Despite all the smoke in the article these bishops are living in a splendor the Christ never had on earth. It is worldly, as are their costumes.
So are you, unless you're living on the street or moving from one friend's couch to another's, with an occasional stop at your Mom's.
Jesus obviously lived the way anybody else of his class did until he started his ministry. He was what we would now consider either self employed or a small businessman, who worked in his father’s carpentry/home handyman business, but he obviously lived somewhere stable and went to shul and had a good Jewish education.
Most bishops are middle class, and they live generally at a somewhat lower level than that. Some may live in a bishop’s palace, but most don’t, and even the few that do are usually trying to escape it and turn it into a museum or a hotel. In many countries, actually, huge mansions were built for bishops at the behest of clergy and laity...and then the bishops refused to live in them because they were too luxurious.
If you go to Astorga in Spain, you’ll see a palace designed by Gaudi for the bishop of the place...which the bishop never lived in because he felt it was too spectacular and also it was completely impractical for meetings or even hosting visitors.
“costumes”? These are priestly rituals dating back to the time of Christ and carried on by His disciples.
The liturgical vestments worn at Mass have evolved over time. Nevertheless, since the earliest days of the Church, liturgical vestments have been worn by priests for the celebration of the Mass. Even though priests of the Old Testament wore vestments in their liturgical rites, the Christian vestments are not really adaptations of them; rather, the vestments of the Christians developed from the dress of the Graeco-Roman world, including the religious culture.

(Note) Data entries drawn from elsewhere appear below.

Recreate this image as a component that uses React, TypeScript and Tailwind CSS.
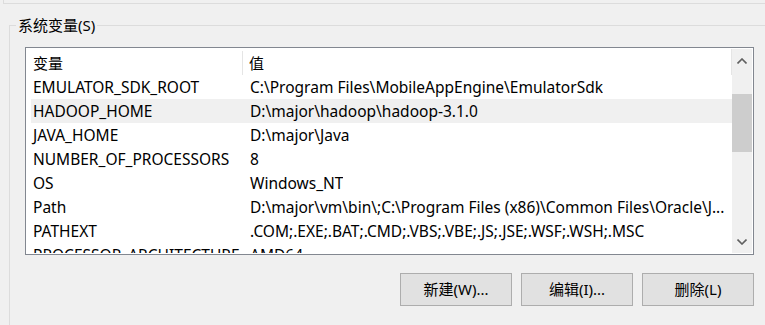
import React from "react";

const rows: { name: string; value: string; hover?: boolean }[] = [
  { name: "EMULATOR_SDK_ROOT", value: "C:\\Program Files\\MobileAppEngine\\EmulatorSdk" },
  { name: "HADOOP_HOME", value: "D:\\major\\hadoop\\hadoop-3.1.0", hover: true },
  { name: "JAVA_HOME", value: "D:\\major\\Java" },
  { name: "NUMBER_OF_PROCESSORS", value: "8" },
  { name: "OS", value: "Windows_NT" },
  { name: "Path", value: "D:\\major\\vm\\bin\\;C:\\Program Files (x86)\\Common Files\\Oracle\\J..." },
  { name: "PATHEXT", value: ".COM;.EXE;.BAT;.CMD;.VBS;.VBE;.JS;.JSE;.WSF;.WSH;.MSC" },
  { name: "PROCESSOR_ARCHITECTURE", value: "AMD64" },
];

function Chevron({ up }: { up?: boolean }) {
  return (
    <svg width="10" height="6" viewBox="0 0 10 6" className={up ? "" : "rotate-180"}>
      <path d="M0.5 5.5 L5 1 L9.5 5.5" fill="none" stroke="#606060" strokeWidth="1.6" />
    </svg>
  );
}

export default function App() {
  return (
    <div className="w-[765px] h-[325px] overflow-hidden bg-[#f0f0f0] text-[15px] text-black font-['Noto_Sans','Noto_Sans_CJK_SC',sans-serif]">
      {/* upper group box edge */}
      <div className="ml-[3px] h-[4px] border-l border-b border-[#dcdcdc]" />

      <fieldset className="ml-[9px] mt-[11px] w-[800px] h-[400px] border border-[#dcdcdc]">
        <legend className="ml-[6px] px-[2px] leading-[20px]">系统变量(S)</legend>

        {/* list view */}
        <div className="ml-[15px] mt-[12px] w-[729px] h-[208px] border border-[#828790] bg-white p-[1px] flex">
          <div className="flex-1 overflow-hidden flex flex-col">
            <div className="h-[26px] shrink-0 flex items-center pt-[2px] border-r border-[#e5e5e5]">
              <div className="w-[216px] h-full pl-[6px] flex items-center border-r border-[#e5e5e5]">变量</div>
              <div className="pl-[6px]">值</div>
            </div>
            {rows.map((r) => (
              <div
                key={r.name}
                className={`ml-[4px] h-[24px] shrink-0 flex items-center pt-[2px] whitespace-nowrap text-[15.5px] ${r.hover ? "bg-[#f0f0f0]" : ""}`}
              >
                <div className="w-[217px] shrink-0 pl-[2px] overflow-hidden">{r.name}</div>
                <div className="pl-[2px] min-w-0 overflow-hidden">{r.value}</div>
              </div>
            ))}
          </div>

          {/* scrollbar */}
          <div className="w-[20px] bg-[#f0f0f0] flex flex-col">
            <div className="h-[23px] flex items-center justify-center">
              <Chevron up />
            </div>
            <div className="flex-1">
              <div className="mt-[22px] h-[58px] bg-[#cdcdcd]" />
            </div>
            <div className="h-[23px] flex items-center justify-center">
              <Chevron />
            </div>
          </div>
        </div>

        {/* buttons */}
        <div className="ml-[15px] mt-[18px] w-[729px] flex justify-end gap-[9px]">
          <button className="w-[112px] h-[33px] bg-[#e1e1e1] border border-[#adadad]">新建(W)...</button>
          <button className="w-[112px] h-[33px] bg-[#e1e1e1] border border-[#adadad]">编辑(I)...</button>
          <button className="w-[112px] h-[33px] bg-[#e1e1e1] border border-[#adadad]">删除(L)</button>
        </div>
      </fieldset>
    </div>
  );
}
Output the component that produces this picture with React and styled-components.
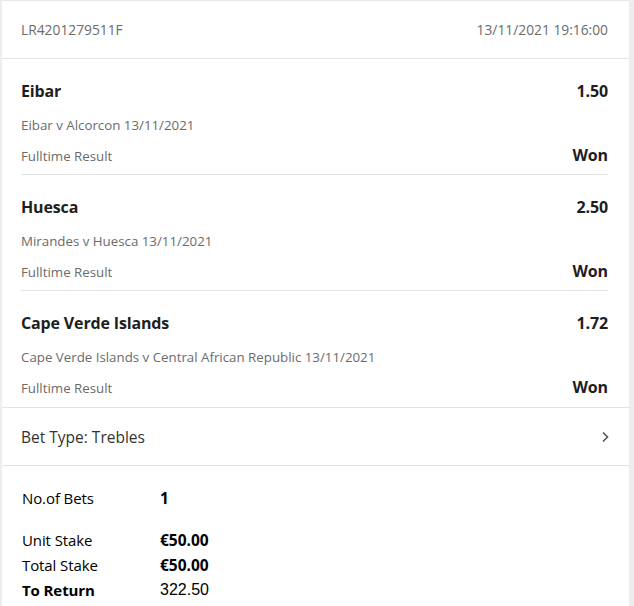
import React from 'react';
import styled, { createGlobalStyle } from 'styled-components';

const Global = createGlobalStyle`
  html, body {
    margin: 0;
    padding: 0;
    background: #ededed;
    font-family: "Open Sans", "Noto Sans", sans-serif;
  }
`;

const Card = styled.div`
  margin: 0 5px 0 2px;
  background: #fff;
  border-top: 1px solid #e8e8e8;
  min-height: 605px;
`;

const Header = styled.div`
  display: flex;
  justify-content: space-between;
  align-items: center;
  height: 57px;
  padding: 0 21px 0 19px;
  border-bottom: 1px solid #e3e3e3;
  color: #6b6b6b;
  font-size: 13.8px;
`;

const Selection = styled.div`
  margin: 0 21px 0 19px;
  padding: 17px 0 6px;
  border-bottom: 1px solid ${p => (p.last ? 'transparent' : '#e3e3e3')};
  display: flex;
  flex-direction: column;
  gap: 9px;
`;

const Row = styled.div`
  display: flex;
  justify-content: space-between;
  align-items: ${p => p.align || 'center'};
  height: ${p => p.h}px;
`;

const Title = styled.span`
  font-size: 16px;
  font-weight: 700;
  letter-spacing: -0.15px;
  color: #1e1e1e;
`;

const Sub = styled.span`
  font-size: 13.3px;
  color: #6b6b6b;
`;

const BetType = styled.div`
  display: flex;
  justify-content: space-between;
  align-items: center;
  height: 57px;
  padding: 0 19px 0 19px;
  border-top: 1px solid #e3e3e3;
  border-bottom: 1px solid #e3e3e3;
  font-size: 15.5px;
  color: #333;
`;

const Summary = styled.div`
  padding: 19px 0 0 20px;
  color: #000;
  font-size: 15px;
`;

const SumRow = styled.div`
  display: grid;
  grid-template-columns: 138px 1fr;
  height: 25px;
  align-items: center;
  margin-bottom: ${p => p.gap || 0}px;
`;

const Label = styled.span`
  font-weight: ${p => (p.bold ? 700 : 400)};
  letter-spacing: -0.1px;
`;

const Value = styled.span`
  font-weight: ${p => (p.bold ? 700 : 400)};
  font-family: ${p => (p.plain ? '"Liberation Sans", Arial, sans-serif' : 'inherit')};
  font-size: ${p => (p.plain ? 16 : 15.5)}px;
`;

const selections = [
  { team: 'Eibar', odds: '1.50', match: 'Eibar v Alcorcon 13/11/2021' },
  { team: 'Huesca', odds: '2.50', match: 'Mirandes v Huesca 13/11/2021' },
  { team: 'Cape Verde Islands', odds: '1.72', match: 'Cape Verde Islands v Central African Republic 13/11/2021' },
];

const Chevron = () => (
  <svg width="10" height="12" viewBox="0 0 10 12">
    <path d="M3 1.5 L7.5 6 L3 10.5" fill="none" stroke="#555" strokeWidth="1.6" />
  </svg>
);

export default function App() {
  return (
    <>
      <Global />
      <Card>
        <Header>
          <span>LR4201279511F</span>
          <span>13/11/2021 19:16:00</span>
        </Header>
        {selections.map((s, i) => (
          <Selection key={s.team} last={i === selections.length - 1}>
            <Row h={30}>
              <Title>{s.team}</Title>
              <Title>{s.odds}</Title>
            </Row>
            <Row h={20}>
              <Sub>{s.match}</Sub>
            </Row>
            <Row h={24} align="baseline">
              <Sub>Fulltime Result</Sub>
              <Title>Won</Title>
            </Row>
          </Selection>
        ))}
        <BetType>
          <span>Bet Type: Trebles</span>
          <Chevron />
        </BetType>
        <Summary>
          <SumRow gap={17}>
            <Label>No.of Bets</Label>
            <Value bold>1</Value>
          </SumRow>
          <SumRow>
            <Label>Unit Stake</Label>
            <Value bold>€50.00</Value>
          </SumRow>
          <SumRow>
            <Label>Total Stake</Label>
            <Value bold>€50.00</Value>
          </SumRow>
          <SumRow>
            <Label bold>To Return</Label>
            <Value plain>322.50</Value>
          </SumRow>
        </Summary>
      </Card>
    </>
  );
}
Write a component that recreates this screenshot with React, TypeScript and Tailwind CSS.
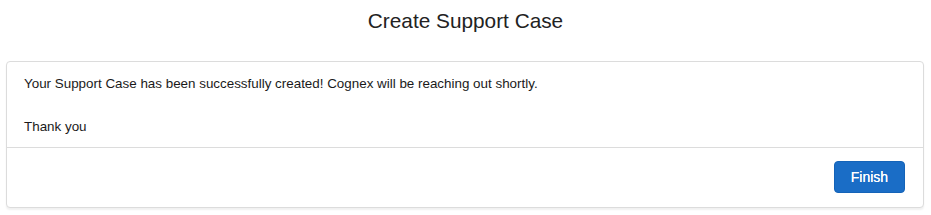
export default function App() {
  return (
    <div className="min-h-[215px] w-[931px] bg-white font-['Liberation_Sans',Arial,sans-serif] text-[#181818]">
      <h1 className="pt-[8px] text-center text-[20.8px] leading-[26px] text-[#222]">Create Support Case</h1>

      <div className="mx-[6px] mt-[27px] w-[918px] rounded-[4px] border border-[#dcdcdc] bg-white shadow-[0_2px_2px_rgba(0,0,0,0.06)]">
        <div className="px-[17px] pt-[13px] pb-[11px] text-[13.4px] leading-[18px] text-[#1a1a1a]">
          <p>Your Support Case has been successfully created! Cognex will be reaching out shortly.</p>
          <p className="mt-[25px]">Thank you</p>
        </div>
        <div className="flex justify-end border-t border-[#dcdcdc] px-[18px] pt-[13px] pb-[14px]">
          <button className="h-[32px] w-[71px] rounded-[4px] border border-[#1463b8] bg-[#1a6dc6] text-[14px] text-white [text-shadow:0_0_0.4px_#fff]">
            Finish
          </button>
        </div>
      </div>
    </div>
  );
}
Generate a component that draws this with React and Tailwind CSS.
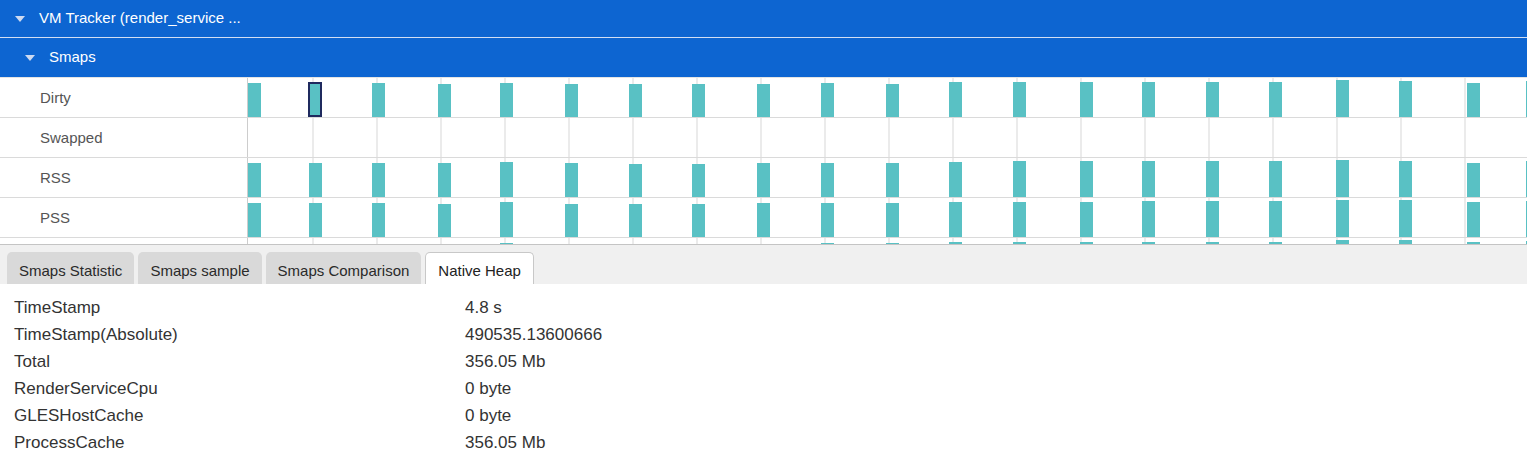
import React from 'react';

const XS = [248, 309, 372, 438, 500, 565, 629, 692, 757, 821, 886, 949, 1013, 1080, 1142, 1206, 1269, 1336, 1399, 1467, 1526];

const TRACKS = [
  { id: 'dirty', name: 'Dirty', tops: [5, 5, 5, 6, 5, 6, 6, 6, 6, 5, 6, 4, 4, 4, 4, 4, 4, 2, 3, 5, 3], selected: 1 },
  { id: 'swapped', name: 'Swapped', tops: null },
  { id: 'rss', name: 'RSS', tops: [5, 5, 5, 5, 4, 5, 6, 6, 5, 5, 5, 4, 3, 3, 3, 3, 3, 2, 3, 5, 3] },
  { id: 'pss', name: 'PSS', tops: [5, 5, 5, 6, 4, 6, 6, 6, 5, 5, 5, 4, 4, 4, 3, 3, 3, 2, 2, 4, 3] },
  // next track is scrolled out, only the bar tops peek in
  { id: 'uss', name: '', tops: [null, null, null, null, 5, null, null, null, null, 5, 5, 4, 4, 4, 4, 4, 4, 2, 2, 4, 3] },
];

const ROWS = [
  ['TimeStamp', '4.8 s'],
  ['TimeStamp(Absolute)', '490535.13600666'],
  ['Total', '356.05 Mb'],
  ['RenderServiceCpu', '0 byte'],
  ['GLESHostCache', '0 byte'],
  ['ProcessCache', '356.05 Mb'],
];

const TABS = ['Smaps Statistic', 'Smaps sample', 'Smaps Comparison', 'Native Heap'];

const Caret = () => (
  <svg width="10" height="6" viewBox="0 0 10 6" className="shrink-0">
    <polygon points="0,0 10,0 5,6" fill="#cddaf1" />
  </svg>
);

const Track = ({ track }) => (
  <div className="flex h-[40px] shrink-0 border-b border-[#dadada]">
    <div className="w-[248px] shrink-0 border-r border-[#cdcdcd] pl-[40px] pt-[1px] flex items-center text-[15px] text-[#555]">
      {track.name}
    </div>
    <div className="relative flex-1 overflow-hidden">
      {Array.from({ length: 19 }, (_, i) => (
        <div key={i} className="absolute top-0 bottom-0 w-[2px] bg-[#ebebeb]" style={{ left: 64 * (i + 1) }} />
      ))}
      {track.tops &&
        track.tops.map((t, i) =>
          t == null ? null : (
            <div
              key={i}
              className="absolute bottom-0 w-[13px] bg-[#59c1c4]"
              style={{ left: XS[i] - 248, height: 39 - t }}
            />
          )
        )}
      {track.selected != null && (
        <div
          className="absolute w-[14px] h-[35px] border-2 border-[#1f2a5e]"
          style={{ left: XS[track.selected] - 249, top: 4 }}
        />
      )}
    </div>
  </div>
);

export default function App() {
  return (
    <div className="w-[1527px] h-[458px] overflow-hidden bg-white font-['Liberation_Sans',Arial,sans-serif]">
      <div className="h-[38px] bg-[#0d65d1] border-b border-[#d3dff3] flex items-center pl-[15px] gap-[14px] text-[15px] text-white">
        <Caret />
        <span>VM Tracker (render_service ...</span>
      </div>
      <div className="h-[40px] bg-[#0d65d1] border-b border-[#e4e4e4] flex items-center pl-[25px] gap-[14px] text-[15px] text-white">
        <Caret />
        <span>Smaps</span>
      </div>

      <div className="h-[167px] overflow-hidden border-b border-[#c4c4c4] flex flex-col">
        {TRACKS.map((t) => (
          <Track key={t.id} track={t} />
        ))}
      </div>

      <div className="h-[39px] bg-[#f0f0f0] flex items-end pl-[7px] gap-[4px]">
        {TABS.map((tab, i) =>
          i === 3 ? (
            <div
              key={tab}
              className="h-[32px] px-[12px] pt-[6px] flex items-center bg-white border border-b-0 border-[#c8c8c8] rounded-t-[5px] text-[15px] text-[#222]"
            >
              {tab}
            </div>
          ) : (
            <div
              key={tab}
              className="h-[32px] px-[12px] pt-[6px] flex items-center bg-[#d9d9d9] rounded-t-[5px] text-[15px] text-[#2a2a2a]"
            >
              {tab}
            </div>
          )
        )}
      </div>

      <div className="pt-[10px] text-[17px] text-[#333]">
        {ROWS.map(([k, v]) => (
          <div key={k} className="flex h-[27px] leading-[27px]">
            <div className="w-[465px] pl-[14px]">{k}</div>
            <div>{v}</div>
          </div>
        ))}
      </div>
    </div>
  );
}
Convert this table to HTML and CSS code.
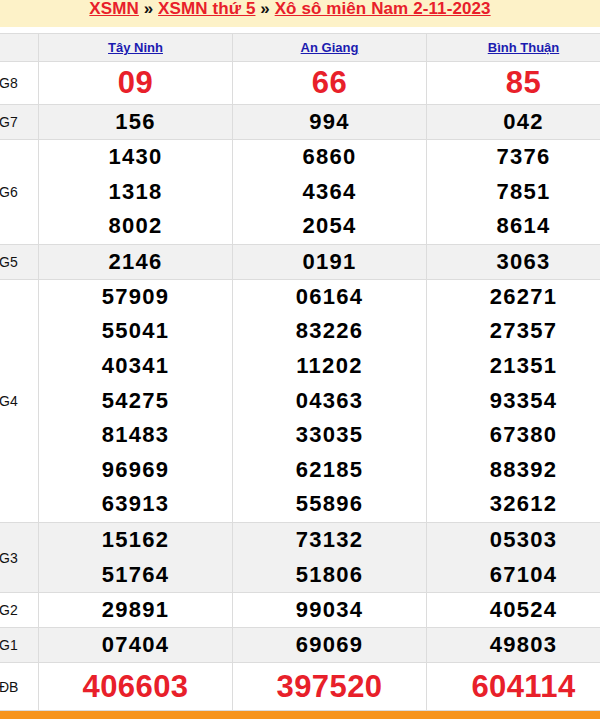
FILE: index.html
```html
<!DOCTYPE html>
<html lang="vi">
<head>
<meta charset="utf-8">
<title>XSMN 2-11-2023</title>
<link rel="stylesheet" href="styles.css">
</head>
<body>
<div class="page">
  <div class="crumbs">
    <a href="#">XSMN</a> » <a href="#">XSMN thứ 5</a> » <a href="#">Xô sô miên Nam 2-11-2023</a>
  </div>
  <table class="kq">
    <colgroup><col class="c-lbl"><col class="c-p"><col class="c-p"><col class="c-p"></colgroup>
    <thead>
      <tr class="head"><th></th><th><a href="#">Tây Ninh</a></th><th><a href="#">An Giang</a></th><th><a href="#">Bình Thuận</a></th></tr>
    </thead>
    <tbody>
      <tr class="g8"><td class="lbl">G8</td><td class="red">09</td><td class="red">66</td><td class="red">85</td></tr>
      <tr class="alt one"><td class="lbl">G7</td><td><div class="n">156</div></td><td><div class="n">994</div></td><td><div class="n">042</div></td></tr>
      <tr><td class="lbl">G6</td>
        <td><div class="n">1430</div><div class="n">1318</div><div class="n">8002</div></td>
        <td><div class="n">6860</div><div class="n">4364</div><div class="n">2054</div></td>
        <td><div class="n">7376</div><div class="n">7851</div><div class="n">8614</div></td></tr>
      <tr class="alt one"><td class="lbl">G5</td><td><div class="n">2146</div></td><td><div class="n">0191</div></td><td><div class="n">3063</div></td></tr>
      <tr><td class="lbl">G4</td>
        <td><div class="n">57909</div><div class="n">55041</div><div class="n">40341</div><div class="n">54275</div><div class="n">81483</div><div class="n">96969</div><div class="n">63913</div></td>
        <td><div class="n">06164</div><div class="n">83226</div><div class="n">11202</div><div class="n">04363</div><div class="n">33035</div><div class="n">62185</div><div class="n">55896</div></td>
        <td><div class="n">26271</div><div class="n">27357</div><div class="n">21351</div><div class="n">93354</div><div class="n">67380</div><div class="n">88392</div><div class="n">32612</div></td></tr>
      <tr class="alt"><td class="lbl">G3</td>
        <td><div class="n">15162</div><div class="n">51764</div></td>
        <td><div class="n">73132</div><div class="n">51806</div></td>
        <td><div class="n">05303</div><div class="n">67104</div></td></tr>
      <tr class="one"><td class="lbl">G2</td><td><div class="n">29891</div></td><td><div class="n">99034</div></td><td><div class="n">40524</div></td></tr>
      <tr class="alt one"><td class="lbl">G1</td><td><div class="n">07404</div></td><td><div class="n">69069</div></td><td><div class="n">49803</div></td></tr>
      <tr class="db"><td class="lbl">ĐB</td><td class="red">406603</td><td class="red">397520</td><td class="red">604114</td></tr>
    </tbody>
  </table>
  <div class="foot"></div>
</div>
</body>
</html>
```

FILE: styles.css
```css
html, body {
  margin: 0;
  padding: 0;
  background: #fff;
  overflow: hidden;
  height: 719px;
}
body {
  font-family: "Liberation Sans", Arial, sans-serif;
  color: #000;
}
.page {
  width: 640px;
  margin-left: -12px;
}
.crumbs {
  background: #fdf2c8;
  height: 27px;
  line-height: 17px;
  padding-right: 20px;
  text-align: center;
  font-size: 17px;
  font-weight: bold;
  letter-spacing: 0.1px;
  color: #111;
  margin-right: 28px;
  margin-left: 12px;
  margin-bottom: 6px;
}
.crumbs a {
  color: #e8202a;
  text-decoration: underline;
}
.kq {
  border-collapse: collapse;
  table-layout: fixed;
  width: 632px;
}
.c-lbl { width: 50px; }
.c-p { width: 194px; }
.kq th, .kq td {
  border: 1px solid #dcdcdc;
  padding: 0;
  text-align: center;
  vertical-align: middle;
}
.head th {
  background: #f1f1f1;
  height: 27px;
  font-size: 13px;
  font-weight: bold;
}
.head a {
  color: #1b1bb0;
  text-decoration: underline;
}
.alt td {
  background: #f1f1f1;
}
.kq td.lbl {
  text-align: left;
  padding-left: 10px;
  font-size: 14px;
  font-weight: normal;
  color: #111;
}
.n {
  height: 34.6px;
  line-height: 34.6px;
  font-size: 22px;
  font-weight: bold;
  letter-spacing: 1.3px;
}
.one .n {
  height: 34px;
  line-height: 34px;
}
.red {
  color: #e8202a;
  font-weight: bold;
  font-size: 31px;
  letter-spacing: 0.4px;
}
.g8 td { height: 42px; }
.db td { height: 47px; }
.foot {
  background: #f7941d;
  height: 20px;
  width: 612px;
  margin-left: 12px;
}
```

Nevertheless, the Old Testament idea of wearing a special kind of clothing in the performance of liturgical rites did influence the Church. St. Jerome asserted, The Divine religion has one dress in the service of sacred things, another in ordinary intercourse and life.
After the legalization of Christianity in A.D. 313, the Church continued to refine who wore what when and how until about the year 800 when liturgical norms for vesting were basically standardized and would remain so until the renewal following the Second Vatican Council.
“Costumes” is an interesting choice of word, and to someone without much exposure to the everyday lives of Catholic priests and deacons, I can see why it is used.
The “vestments” are only worn during the hour or so that Mass is celebrated, and for the most part, are not owned by the bishop or priest. Outside of mass, a bishop looks like other bishops, and a priest looks like any other priest (often all black with a Roman or Oxford collar). Not very showy, eh?
Each part of the “costume” is actually associated with a prayer and a reminder. See info:
http://whycatholicsdothat.com/why-do-catholic-priest-wear-vestments/
Note that even Capuchin Franciscans who wear a plain brown habit and take a vow of poverty will wear the same vestments that other priests do when celebrating Mass. They are not worn for their own aggrandizement.
“It is worldly, as are their costumes.”
So is the internet.
Agreed. And there’s all that’s spent on all sorts of things, like the clothing. How much might it have cost to confirm that John Paul was a “saint,” and how much time and energy of how many people were put to it. And working on all these religious works tends to give people a false sense of security, the sense of “I must be doing fine with God, since I’m working on this holy work (making bishops’ clothes, working for the Pope) that has so many people awed and excited.”